Caro Bgreport,
sono un lavoratore e studente universitario di 24 anni, abito e vivo a Bergamo, e ho scoperto questa rubrica sul tema del lavoro tramite passaparola di amici. Così m’è venuto in mente di scrivere a voi e ai vostri lettori. In questo periodo continuano a dirci che si deve dare di più, che si deve essere più solidali, anche se a me sembra che queste regole valgano solo per noi che non possediamo nulla, non gestiamo multinazionali, banche o catene di distribuzione.
Ho cominciato il 2014 con una sola ed unica certezza: la scadenza del contratto di lavoro il 31 gennaio. Inoltre sono stato obbligato a firmare un documento che attestava di non avere alcuna possibilità di poter essere assunto dopo la scadenza del contratto e quindi di rimanere senza un posto di lavoro. Ora che il contratto è scaduto penso di poter dire di essermi sentito una cavia di questo sistema, una persona usa e getta, buona solo per colmare una momentanea carenza di personale. E i dati mi danno ragione considerando che la disoccupazione giovanile in Italia è pari al 41,6% ( nella nostra provincia ha ragiunto la soglia del 19% , un giovane su cinque ) mentre quella generale è al 12,7% (dati Istat).

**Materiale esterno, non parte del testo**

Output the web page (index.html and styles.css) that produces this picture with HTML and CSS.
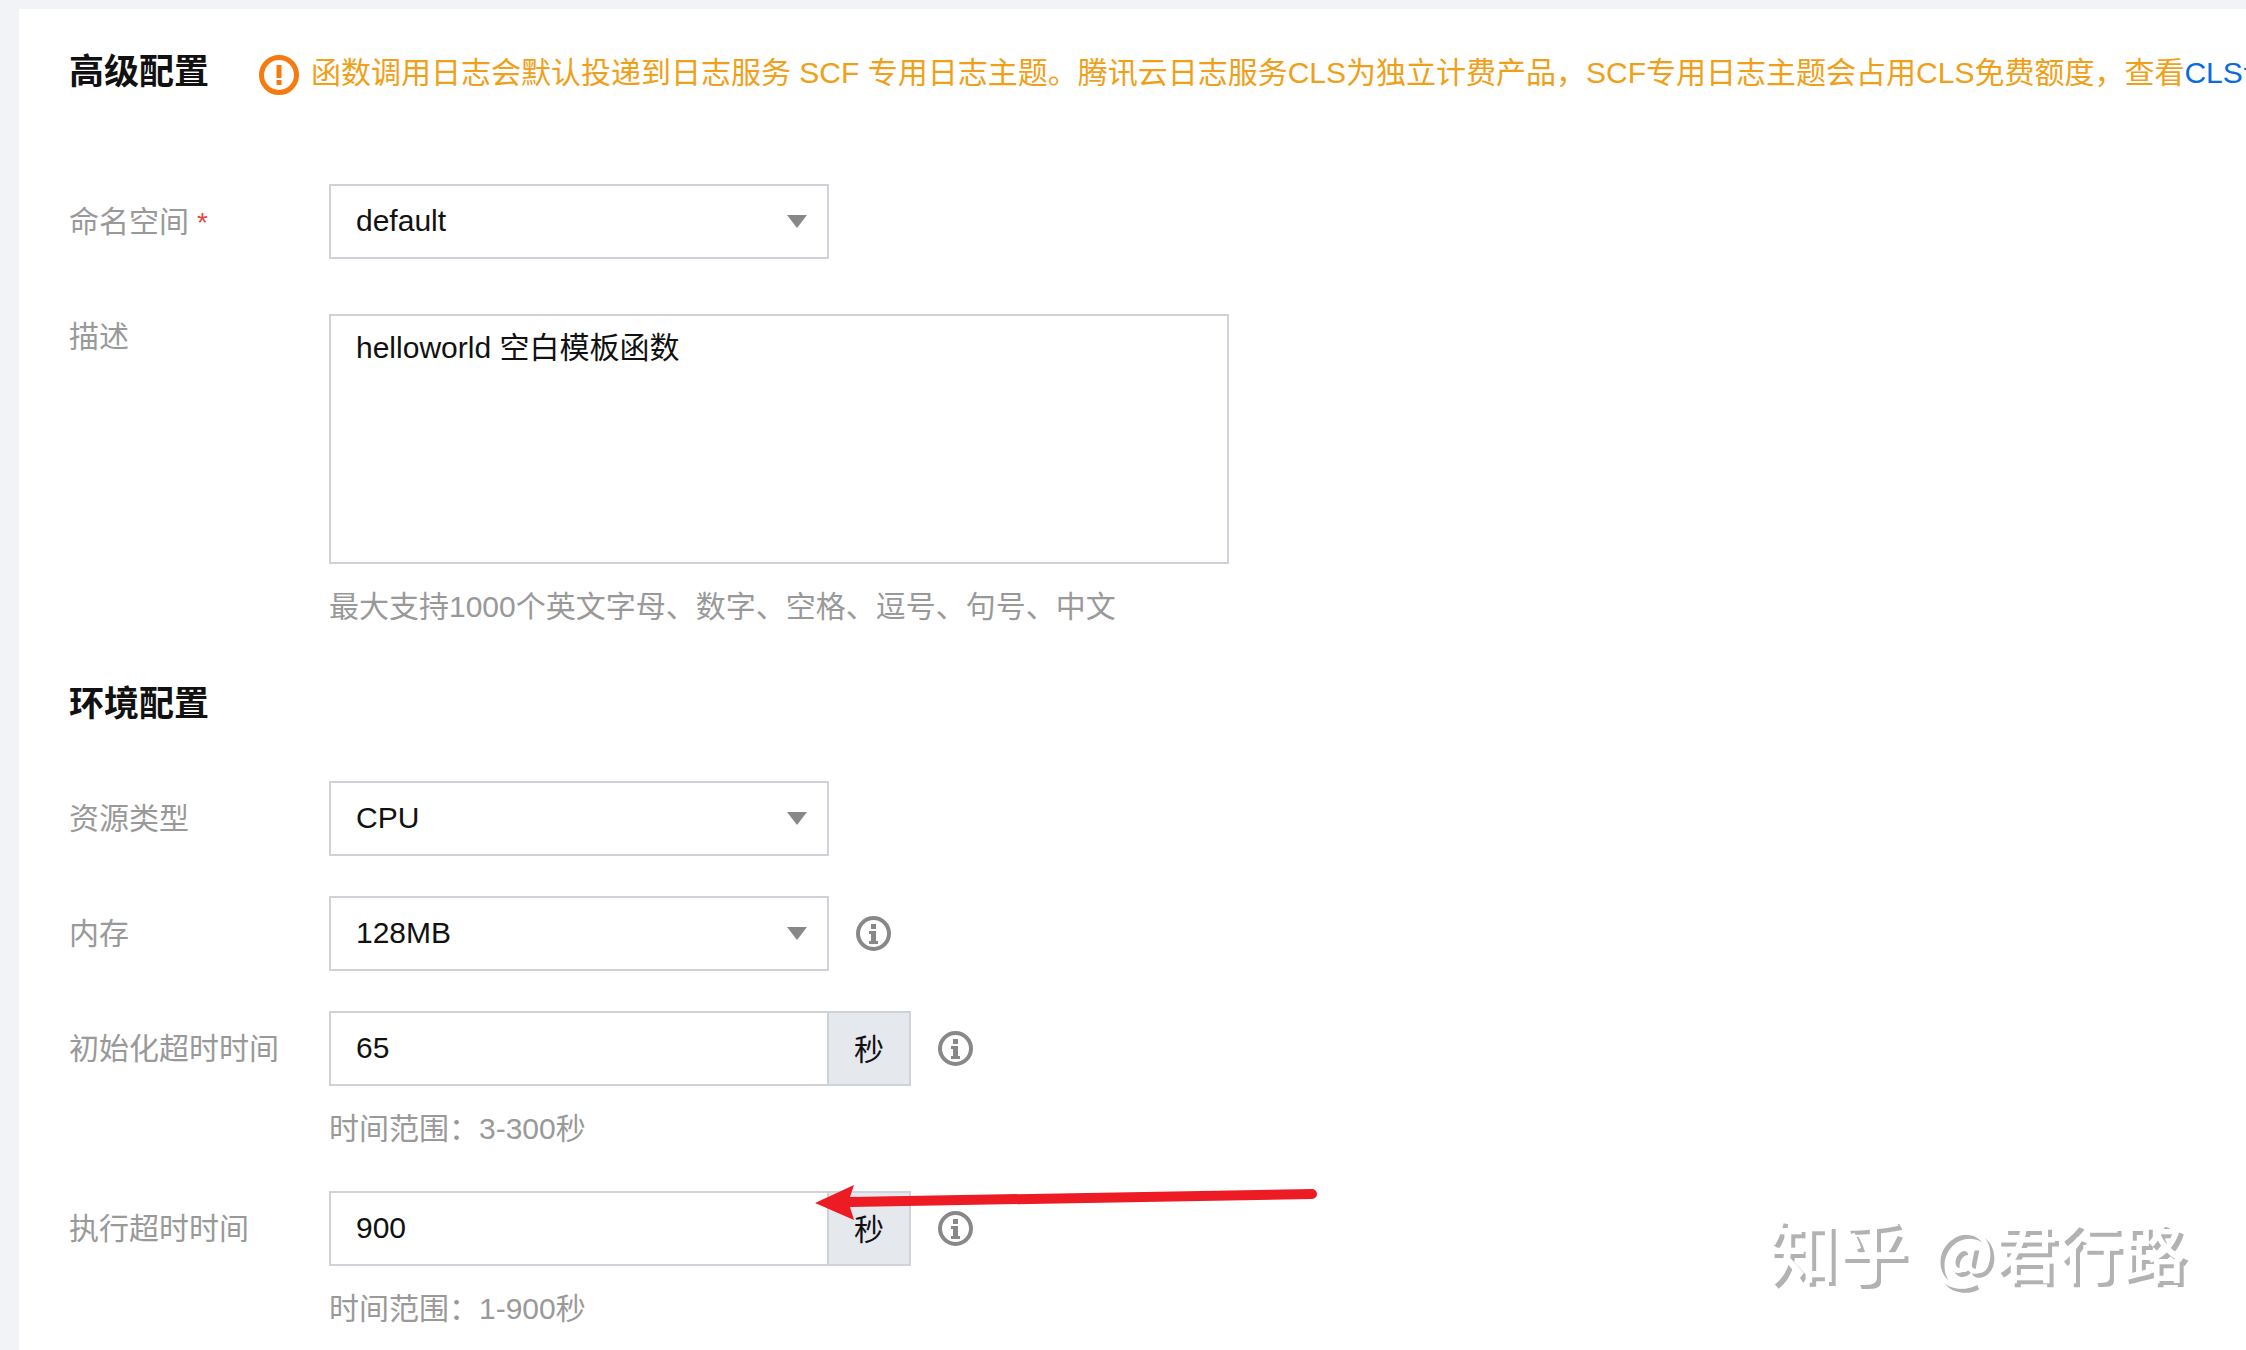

La cosa che mi fa più ridere (amaramente) è che non ho lavorato per una ditta privata, ma al contrario, per un’azienda pubblica al 100% anche se forse ancora per poco. Le Poste Italiane. Il mio non è un caso particolare, perché da anni, ovvero da quando molte persone hanno ottenuto l’assunzione tramite ricorso, l’unico contratto che viene stipulato per i portalettere (ol pustì!) è proprio quello a tempo determinato.
A dar ragione ai precari ci si è messa anche la sentenza della Corte di Giustizia Europea la quale ha dichiarato l’illegittimità della legislazione italiana in materia di precariato pubblico, accertando che l’Italia e la relativa normativa interna non riconoscono e non garantiscono ai lavoratori pubblici precari le tutele e le garanzie previste dal legislatore europeo in materia di rapporto di lavoro a tempo determinato.
Direi che il nome che avete scelto per questa rubrica c’azzecca davvero. Mi chiedo quanto tempo rimane al giorno d’oggi per lamentarsi!? Nemmeno un secondo mi vien da dire! Credo che il poco tempo che abbiamo a disposizione andrebbe speso per lottare per una società altra e riprendersi quotidianamente quei diritti che sempre più ci vengono tolti.
E un primo piccolo passo potrebbe essere smettere di tenere a cuore solo il proprio giardino.